EXERCISE DETAILS:
Reproduce all lines of the listing below in which the word "this" occurs.

::::::

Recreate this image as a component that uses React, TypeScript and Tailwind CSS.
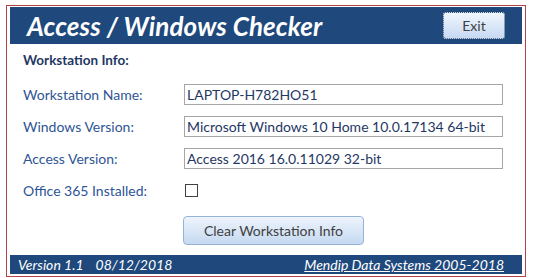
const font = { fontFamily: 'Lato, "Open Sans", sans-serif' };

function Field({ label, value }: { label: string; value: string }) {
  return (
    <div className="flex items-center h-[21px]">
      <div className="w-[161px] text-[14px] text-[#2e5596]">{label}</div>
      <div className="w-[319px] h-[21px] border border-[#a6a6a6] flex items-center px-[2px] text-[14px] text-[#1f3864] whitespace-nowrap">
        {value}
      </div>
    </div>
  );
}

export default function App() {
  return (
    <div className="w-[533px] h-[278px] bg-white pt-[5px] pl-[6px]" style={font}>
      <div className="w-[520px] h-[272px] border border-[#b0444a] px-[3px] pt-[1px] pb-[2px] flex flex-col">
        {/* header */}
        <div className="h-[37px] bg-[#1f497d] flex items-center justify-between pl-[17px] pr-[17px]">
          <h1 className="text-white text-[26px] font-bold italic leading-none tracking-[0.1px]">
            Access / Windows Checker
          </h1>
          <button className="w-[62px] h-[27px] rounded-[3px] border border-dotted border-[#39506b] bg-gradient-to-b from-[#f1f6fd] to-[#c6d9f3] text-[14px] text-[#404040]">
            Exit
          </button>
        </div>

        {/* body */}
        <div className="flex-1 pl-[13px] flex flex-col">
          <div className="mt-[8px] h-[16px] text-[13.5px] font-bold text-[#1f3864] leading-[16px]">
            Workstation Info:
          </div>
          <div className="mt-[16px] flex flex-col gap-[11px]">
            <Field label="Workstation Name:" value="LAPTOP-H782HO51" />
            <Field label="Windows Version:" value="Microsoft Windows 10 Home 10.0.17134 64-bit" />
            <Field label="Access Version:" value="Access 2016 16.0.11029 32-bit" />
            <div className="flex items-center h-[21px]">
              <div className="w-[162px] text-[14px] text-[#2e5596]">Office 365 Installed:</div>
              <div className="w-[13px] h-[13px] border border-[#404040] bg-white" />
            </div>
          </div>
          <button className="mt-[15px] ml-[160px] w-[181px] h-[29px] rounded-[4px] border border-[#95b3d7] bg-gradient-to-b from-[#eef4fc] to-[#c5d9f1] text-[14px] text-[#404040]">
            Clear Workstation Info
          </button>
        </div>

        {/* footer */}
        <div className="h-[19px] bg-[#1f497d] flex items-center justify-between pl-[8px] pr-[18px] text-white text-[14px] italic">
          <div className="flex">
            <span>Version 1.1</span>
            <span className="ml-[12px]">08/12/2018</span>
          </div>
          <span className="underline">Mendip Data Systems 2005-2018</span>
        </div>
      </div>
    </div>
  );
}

::::::

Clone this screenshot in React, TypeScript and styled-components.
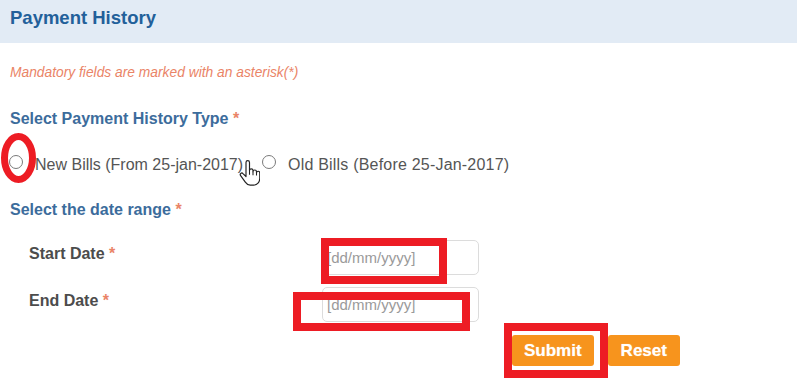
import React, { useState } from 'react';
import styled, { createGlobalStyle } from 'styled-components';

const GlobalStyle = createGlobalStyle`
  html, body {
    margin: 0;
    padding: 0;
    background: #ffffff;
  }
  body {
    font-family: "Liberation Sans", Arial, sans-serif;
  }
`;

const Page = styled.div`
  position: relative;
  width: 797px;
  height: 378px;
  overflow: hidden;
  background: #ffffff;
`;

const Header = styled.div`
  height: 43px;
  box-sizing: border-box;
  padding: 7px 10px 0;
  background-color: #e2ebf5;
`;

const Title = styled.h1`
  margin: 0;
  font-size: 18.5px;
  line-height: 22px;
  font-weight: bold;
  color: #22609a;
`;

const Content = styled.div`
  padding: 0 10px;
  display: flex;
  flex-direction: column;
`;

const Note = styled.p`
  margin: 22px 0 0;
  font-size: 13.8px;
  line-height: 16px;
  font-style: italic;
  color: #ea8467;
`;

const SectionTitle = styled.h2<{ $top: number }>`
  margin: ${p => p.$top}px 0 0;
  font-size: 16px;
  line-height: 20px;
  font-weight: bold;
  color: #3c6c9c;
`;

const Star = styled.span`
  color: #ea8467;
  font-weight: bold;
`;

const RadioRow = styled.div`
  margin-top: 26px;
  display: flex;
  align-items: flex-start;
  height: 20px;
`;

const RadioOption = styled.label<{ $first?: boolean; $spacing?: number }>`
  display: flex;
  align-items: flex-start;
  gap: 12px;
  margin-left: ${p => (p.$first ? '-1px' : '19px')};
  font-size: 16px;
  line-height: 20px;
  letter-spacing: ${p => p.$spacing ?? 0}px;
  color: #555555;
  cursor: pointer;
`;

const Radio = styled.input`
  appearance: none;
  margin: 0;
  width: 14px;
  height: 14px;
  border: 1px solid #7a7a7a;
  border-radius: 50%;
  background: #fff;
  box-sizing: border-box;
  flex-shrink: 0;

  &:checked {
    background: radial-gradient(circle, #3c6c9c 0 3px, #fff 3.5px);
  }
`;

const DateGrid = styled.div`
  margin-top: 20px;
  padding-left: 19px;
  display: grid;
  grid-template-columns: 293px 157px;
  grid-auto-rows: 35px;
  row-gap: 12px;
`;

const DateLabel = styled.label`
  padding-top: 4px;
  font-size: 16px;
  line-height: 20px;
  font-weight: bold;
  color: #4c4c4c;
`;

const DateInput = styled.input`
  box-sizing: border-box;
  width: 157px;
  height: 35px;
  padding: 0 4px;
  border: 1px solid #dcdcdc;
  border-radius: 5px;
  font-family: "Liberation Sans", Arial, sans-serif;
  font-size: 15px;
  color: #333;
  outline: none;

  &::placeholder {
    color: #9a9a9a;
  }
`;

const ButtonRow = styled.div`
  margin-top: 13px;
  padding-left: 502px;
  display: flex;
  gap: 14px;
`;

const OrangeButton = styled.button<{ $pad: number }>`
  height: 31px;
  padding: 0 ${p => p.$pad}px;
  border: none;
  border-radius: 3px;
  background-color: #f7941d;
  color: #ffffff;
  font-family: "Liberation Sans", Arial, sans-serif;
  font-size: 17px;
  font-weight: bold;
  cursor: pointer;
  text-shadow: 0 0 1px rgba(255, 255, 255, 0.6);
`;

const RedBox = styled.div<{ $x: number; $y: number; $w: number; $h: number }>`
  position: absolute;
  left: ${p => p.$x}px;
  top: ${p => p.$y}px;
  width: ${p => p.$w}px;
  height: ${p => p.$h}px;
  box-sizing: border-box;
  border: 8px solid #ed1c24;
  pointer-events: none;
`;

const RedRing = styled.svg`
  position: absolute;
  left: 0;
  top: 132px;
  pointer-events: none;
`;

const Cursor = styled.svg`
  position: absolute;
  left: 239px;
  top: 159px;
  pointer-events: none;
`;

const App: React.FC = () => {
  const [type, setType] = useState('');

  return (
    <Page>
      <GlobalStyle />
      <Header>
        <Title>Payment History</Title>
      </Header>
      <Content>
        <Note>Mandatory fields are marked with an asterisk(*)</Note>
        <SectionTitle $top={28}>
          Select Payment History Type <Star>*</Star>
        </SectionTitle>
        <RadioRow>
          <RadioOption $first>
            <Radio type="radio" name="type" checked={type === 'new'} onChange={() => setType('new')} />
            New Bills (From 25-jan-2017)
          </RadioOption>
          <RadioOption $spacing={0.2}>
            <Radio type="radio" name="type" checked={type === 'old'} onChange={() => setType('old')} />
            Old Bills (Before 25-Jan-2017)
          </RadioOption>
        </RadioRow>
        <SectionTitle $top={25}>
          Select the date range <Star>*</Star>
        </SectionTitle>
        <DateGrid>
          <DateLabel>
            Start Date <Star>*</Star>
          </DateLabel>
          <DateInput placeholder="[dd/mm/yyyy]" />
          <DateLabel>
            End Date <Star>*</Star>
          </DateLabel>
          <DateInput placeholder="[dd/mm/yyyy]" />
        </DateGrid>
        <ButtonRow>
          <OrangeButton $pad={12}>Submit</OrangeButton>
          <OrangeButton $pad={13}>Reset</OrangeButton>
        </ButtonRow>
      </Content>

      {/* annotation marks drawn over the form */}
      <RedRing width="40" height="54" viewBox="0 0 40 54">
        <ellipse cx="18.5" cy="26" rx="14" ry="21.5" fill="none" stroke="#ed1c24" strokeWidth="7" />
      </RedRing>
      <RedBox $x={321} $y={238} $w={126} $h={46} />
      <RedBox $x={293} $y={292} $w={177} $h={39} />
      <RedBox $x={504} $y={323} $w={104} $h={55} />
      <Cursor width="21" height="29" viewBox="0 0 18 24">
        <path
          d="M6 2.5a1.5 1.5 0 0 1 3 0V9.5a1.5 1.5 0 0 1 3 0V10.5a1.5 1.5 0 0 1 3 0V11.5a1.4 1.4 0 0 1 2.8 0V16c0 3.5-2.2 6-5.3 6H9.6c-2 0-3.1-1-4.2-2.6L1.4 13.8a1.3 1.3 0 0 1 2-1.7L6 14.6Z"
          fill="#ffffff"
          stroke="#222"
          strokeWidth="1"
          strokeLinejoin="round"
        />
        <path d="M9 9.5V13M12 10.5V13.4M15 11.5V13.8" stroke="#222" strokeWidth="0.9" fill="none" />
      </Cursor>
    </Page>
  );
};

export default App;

::::::

TASK ANSWER:
Recreate this image as a component that uses React, TypeScript and Tailwind CSS.
Clone this screenshot in React, TypeScript and styled-components.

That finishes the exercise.